Lancaster Sound is also the eastern gateway to the Northwest Passage, a fabled shipping route from Europe to Asia that has been a target for development by European shipping interests since the disastrous Franklin expedition of 1846. As Arctic sea ice levels decline, the route will finally become seasonally viable by the 2030s. Cruise ships, like the Crystal Serenity of Crystal Cruises, have already begun to traverse the Passage through Lancaster Sound. Passage of these ships creates noise that can disrupt belugas and other migrating whales, poses the risk of an accidental or illegal discharge of oil in the marine environment, and could potentially introduce invasive species.

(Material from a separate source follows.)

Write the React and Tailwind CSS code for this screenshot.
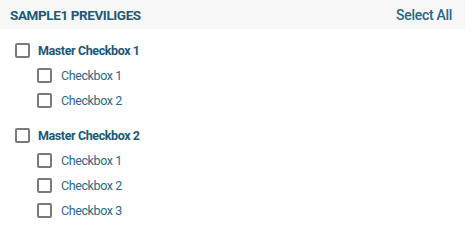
import React from "react";

const Box = () => (
  <span className="w-[15px] h-[15px] border-2 border-[#7a7a7a] rounded-[2px] bg-white shrink-0" />
);

const groups = [
  { title: "Master Checkbox 1", items: ["Checkbox 1", "Checkbox 2"] },
  { title: "Master Checkbox 2", items: ["Checkbox 1", "Checkbox 2", "Checkbox 3"] },
];

export default function App() {
  return (
    <div className="w-[474px] h-[229px] bg-white" style={{ fontFamily: "Roboto, 'Liberation Sans', sans-serif" }}>
      <div className="w-[465px] h-[29px] bg-[#f8f8f8] flex items-center justify-between pl-[10px] pr-[13px]">
        <span className="text-[13.5px] font-bold text-[#1f5876] tracking-[-0.4px] pt-[1px]">SAMPLE1 PREVILIGES</span>
        <span className="text-[14px] font-medium text-[#2a6582] tracking-[-0.3px] pt-[1px]">Select All</span>
      </div>
      <div className="pt-[9px] pl-[15px]">
        {groups.map((g, i) => (
          <div key={i} className={i > 0 ? "mt-[10px]" : ""}>
            <div className="h-[25px] flex items-center gap-[8px]">
              <Box />
              <span className="text-[12.5px] font-bold text-[#1b5773] tracking-[-0.4px] pt-[1px]">{g.title}</span>
            </div>
            {g.items.map((t) => (
              <div key={t} className="h-[25px] flex items-center gap-[9px] pl-[22px]">
                <Box />
                <span className="text-[12.5px] text-[#2b6884] tracking-[-0.4px] pt-[1px]">{t}</span>
              </div>
            ))}
          </div>
        ))}
      </div>
    </div>
  );
}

While Tallurutiup Imanga does not explicitly include any new regulations on shipping, the Environmental Investigation Agency hopes that the developing management plan will add further protections, especially against heavy fuel oil (HFO) and incorporating marine mammal avoidance into voyage planning.

After 30 years of negotiations, protection is finally in sight for these remarkable Arctic waters. EIA commends the hard work of the Canadian government, the Qikiptani Inuit Association, and the many NGOs and individuals that pursued the creation of Tallurutiup Imanga/Lancaster Sound for decades. Hopefully other nations will follow suit and contribute to a stronger network of Arctic marine protections.